== Directive ==
Copy each line that holds "this".

== Data to process ==
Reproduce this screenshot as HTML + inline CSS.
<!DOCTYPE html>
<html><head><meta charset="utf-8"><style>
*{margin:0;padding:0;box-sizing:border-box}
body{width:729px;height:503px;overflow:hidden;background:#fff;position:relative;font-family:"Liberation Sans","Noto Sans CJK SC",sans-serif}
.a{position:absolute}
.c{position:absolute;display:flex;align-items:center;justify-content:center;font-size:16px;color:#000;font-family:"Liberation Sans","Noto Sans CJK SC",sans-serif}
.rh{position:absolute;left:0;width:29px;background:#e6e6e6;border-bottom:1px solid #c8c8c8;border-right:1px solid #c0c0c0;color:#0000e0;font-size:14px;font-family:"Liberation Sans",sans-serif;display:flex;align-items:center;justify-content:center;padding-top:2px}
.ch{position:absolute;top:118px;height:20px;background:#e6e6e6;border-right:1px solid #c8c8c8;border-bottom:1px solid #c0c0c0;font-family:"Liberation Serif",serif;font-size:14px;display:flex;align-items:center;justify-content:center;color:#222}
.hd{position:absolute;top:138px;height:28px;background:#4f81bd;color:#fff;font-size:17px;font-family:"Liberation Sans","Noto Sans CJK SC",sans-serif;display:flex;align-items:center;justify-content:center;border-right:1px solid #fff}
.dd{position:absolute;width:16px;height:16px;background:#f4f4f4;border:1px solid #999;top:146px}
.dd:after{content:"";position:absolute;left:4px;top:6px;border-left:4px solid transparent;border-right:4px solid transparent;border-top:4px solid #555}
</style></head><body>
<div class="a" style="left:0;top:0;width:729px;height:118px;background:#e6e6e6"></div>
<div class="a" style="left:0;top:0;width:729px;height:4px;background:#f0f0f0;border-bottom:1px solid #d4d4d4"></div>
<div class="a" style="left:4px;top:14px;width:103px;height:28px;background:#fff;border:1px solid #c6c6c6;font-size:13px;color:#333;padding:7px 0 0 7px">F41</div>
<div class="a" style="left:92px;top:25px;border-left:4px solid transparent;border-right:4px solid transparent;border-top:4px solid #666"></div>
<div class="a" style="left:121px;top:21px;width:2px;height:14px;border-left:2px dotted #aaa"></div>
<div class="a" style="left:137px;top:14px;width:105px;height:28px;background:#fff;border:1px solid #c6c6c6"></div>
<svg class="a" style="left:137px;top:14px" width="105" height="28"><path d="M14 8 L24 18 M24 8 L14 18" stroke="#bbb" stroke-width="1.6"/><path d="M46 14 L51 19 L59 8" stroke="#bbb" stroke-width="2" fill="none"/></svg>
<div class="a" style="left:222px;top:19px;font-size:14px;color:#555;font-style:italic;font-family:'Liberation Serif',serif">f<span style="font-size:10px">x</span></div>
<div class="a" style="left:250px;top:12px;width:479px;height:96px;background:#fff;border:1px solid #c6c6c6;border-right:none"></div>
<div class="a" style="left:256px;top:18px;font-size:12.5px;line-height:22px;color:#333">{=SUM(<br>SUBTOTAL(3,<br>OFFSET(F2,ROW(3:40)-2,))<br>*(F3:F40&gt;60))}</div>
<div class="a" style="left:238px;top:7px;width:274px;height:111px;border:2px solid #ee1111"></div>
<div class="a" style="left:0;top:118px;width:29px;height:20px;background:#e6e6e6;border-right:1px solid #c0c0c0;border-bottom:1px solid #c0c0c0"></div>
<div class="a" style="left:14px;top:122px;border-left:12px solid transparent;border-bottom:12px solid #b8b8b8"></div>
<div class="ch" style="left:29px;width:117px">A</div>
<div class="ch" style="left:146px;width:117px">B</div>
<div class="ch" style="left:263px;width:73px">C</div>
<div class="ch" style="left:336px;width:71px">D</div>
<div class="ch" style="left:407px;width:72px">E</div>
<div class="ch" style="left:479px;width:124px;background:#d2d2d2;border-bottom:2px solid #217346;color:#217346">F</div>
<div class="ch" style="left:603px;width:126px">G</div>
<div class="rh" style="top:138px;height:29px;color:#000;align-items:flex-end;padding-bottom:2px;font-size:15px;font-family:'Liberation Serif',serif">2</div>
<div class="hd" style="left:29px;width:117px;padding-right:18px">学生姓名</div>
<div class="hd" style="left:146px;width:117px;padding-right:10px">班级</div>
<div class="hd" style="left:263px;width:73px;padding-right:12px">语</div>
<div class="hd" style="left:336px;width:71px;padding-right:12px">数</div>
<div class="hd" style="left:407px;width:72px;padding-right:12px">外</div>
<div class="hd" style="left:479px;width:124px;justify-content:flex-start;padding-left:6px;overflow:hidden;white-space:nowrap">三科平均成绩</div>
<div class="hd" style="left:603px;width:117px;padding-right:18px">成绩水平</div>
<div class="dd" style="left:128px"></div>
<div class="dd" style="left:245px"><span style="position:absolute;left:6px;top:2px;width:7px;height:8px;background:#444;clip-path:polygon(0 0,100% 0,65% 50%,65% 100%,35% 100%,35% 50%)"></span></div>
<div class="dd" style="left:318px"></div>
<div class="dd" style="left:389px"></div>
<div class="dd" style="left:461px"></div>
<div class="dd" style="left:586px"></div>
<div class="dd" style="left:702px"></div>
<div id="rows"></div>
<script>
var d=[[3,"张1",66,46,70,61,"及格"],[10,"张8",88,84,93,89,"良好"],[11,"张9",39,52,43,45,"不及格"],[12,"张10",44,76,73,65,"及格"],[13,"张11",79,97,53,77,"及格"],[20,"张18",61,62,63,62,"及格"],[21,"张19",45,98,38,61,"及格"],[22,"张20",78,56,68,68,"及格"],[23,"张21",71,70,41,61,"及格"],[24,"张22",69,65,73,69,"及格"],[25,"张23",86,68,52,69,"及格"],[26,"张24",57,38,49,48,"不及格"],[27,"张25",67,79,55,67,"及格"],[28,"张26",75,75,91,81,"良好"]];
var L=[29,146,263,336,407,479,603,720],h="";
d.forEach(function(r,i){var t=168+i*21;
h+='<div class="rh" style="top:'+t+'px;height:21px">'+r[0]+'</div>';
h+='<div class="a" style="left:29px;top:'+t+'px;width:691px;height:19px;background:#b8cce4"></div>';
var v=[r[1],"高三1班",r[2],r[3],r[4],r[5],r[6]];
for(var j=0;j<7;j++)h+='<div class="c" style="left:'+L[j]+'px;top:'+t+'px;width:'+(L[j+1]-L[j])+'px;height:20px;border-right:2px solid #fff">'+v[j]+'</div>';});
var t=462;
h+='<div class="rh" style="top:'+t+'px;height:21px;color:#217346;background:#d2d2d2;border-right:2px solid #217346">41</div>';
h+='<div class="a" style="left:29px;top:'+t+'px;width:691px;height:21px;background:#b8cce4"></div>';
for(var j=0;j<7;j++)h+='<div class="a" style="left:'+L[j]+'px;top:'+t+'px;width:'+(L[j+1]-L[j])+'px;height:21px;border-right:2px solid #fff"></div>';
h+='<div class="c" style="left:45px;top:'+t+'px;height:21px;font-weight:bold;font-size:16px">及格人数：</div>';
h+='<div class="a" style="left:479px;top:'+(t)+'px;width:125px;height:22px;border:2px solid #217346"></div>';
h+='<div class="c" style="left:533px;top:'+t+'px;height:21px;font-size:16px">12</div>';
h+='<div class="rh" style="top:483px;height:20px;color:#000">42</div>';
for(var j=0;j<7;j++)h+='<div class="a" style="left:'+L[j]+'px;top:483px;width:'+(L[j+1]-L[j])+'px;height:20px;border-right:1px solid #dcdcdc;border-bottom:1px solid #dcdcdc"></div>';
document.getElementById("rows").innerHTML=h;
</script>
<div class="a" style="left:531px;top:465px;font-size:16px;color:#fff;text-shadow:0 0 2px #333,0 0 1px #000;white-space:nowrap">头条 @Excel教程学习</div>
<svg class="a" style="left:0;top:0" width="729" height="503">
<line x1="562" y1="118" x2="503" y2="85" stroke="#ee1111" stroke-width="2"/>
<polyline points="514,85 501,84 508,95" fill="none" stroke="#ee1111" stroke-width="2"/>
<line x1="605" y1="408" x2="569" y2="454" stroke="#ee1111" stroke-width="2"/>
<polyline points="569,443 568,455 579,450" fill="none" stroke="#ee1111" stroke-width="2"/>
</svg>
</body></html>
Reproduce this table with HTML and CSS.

== Solution to the problem ==
Reproduce this screenshot as HTML + inline CSS.
Reproduce this table with HTML and CSS.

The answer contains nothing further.